Preprocessor for `faceebook/hubert-base-ls960`
#1
by
chompk
- opened
Hi,
I'm trying to use this model for experiment with downstream task. I'm following this tutorial for using HuBERT model. Here's my code snippet:
processor = Wav2Vec2Processor.from_pretrained("facebook/hubert-base-ls960")
model = HubertForCTC.from_pretrained("facebook/hubert-base-ls960")
However, the code raise the following error:
/path/to/python/site-packages/transformers/models/wav2vec2/processing_wav2vec2.py:58: FutureWarning: Loading a tokenizer inside Wav2Vec2Processor from a config that does not include a `tokenizer_class` attribute is deprecated and will be removed in v5. Please add `'tokenizer_class': 'Wav2Vec2CTCTokenizer'` attribute to either your `config.json` or `tokenizer_config.json` file to suppress this warning:
...
OSError: Can't load tokenizer for 'facebook/hubert-base-ls960'. If you were trying to load it from 'https://huggingface.co/models', make sure you don't have a local directory with the same name. Otherwise, make sure 'facebook/hubert-base-ls960' is the correct path to a directory containing all relevant files for a Wav2Vec2CTCTokenizer tokenizer.

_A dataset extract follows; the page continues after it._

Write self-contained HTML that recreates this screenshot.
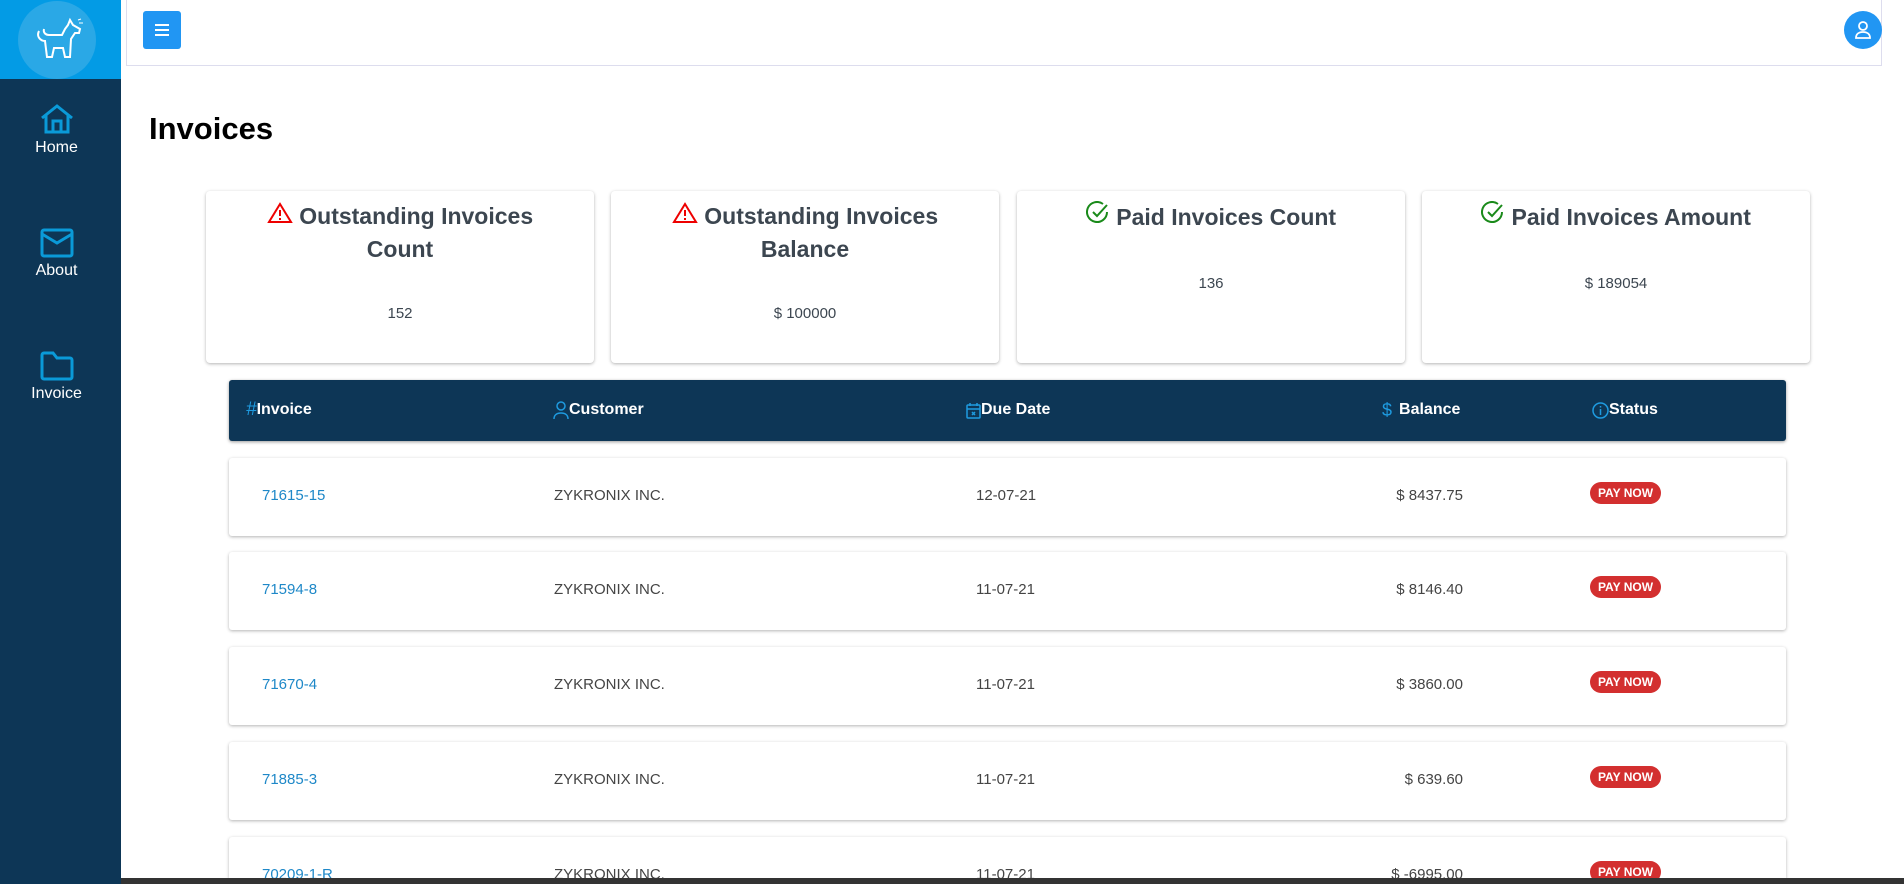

However, when i retry this code with facebook/hubert-large-ls960-ft
, there's no error showed and the code run just fine. Does this means that facebook/hubert-base-ls960
doesn't have a preprocessor? If so, is there any necessary normalization steps required?
chompk
changed discussion status to
closed
i am clear on the solution, what needs to be changed?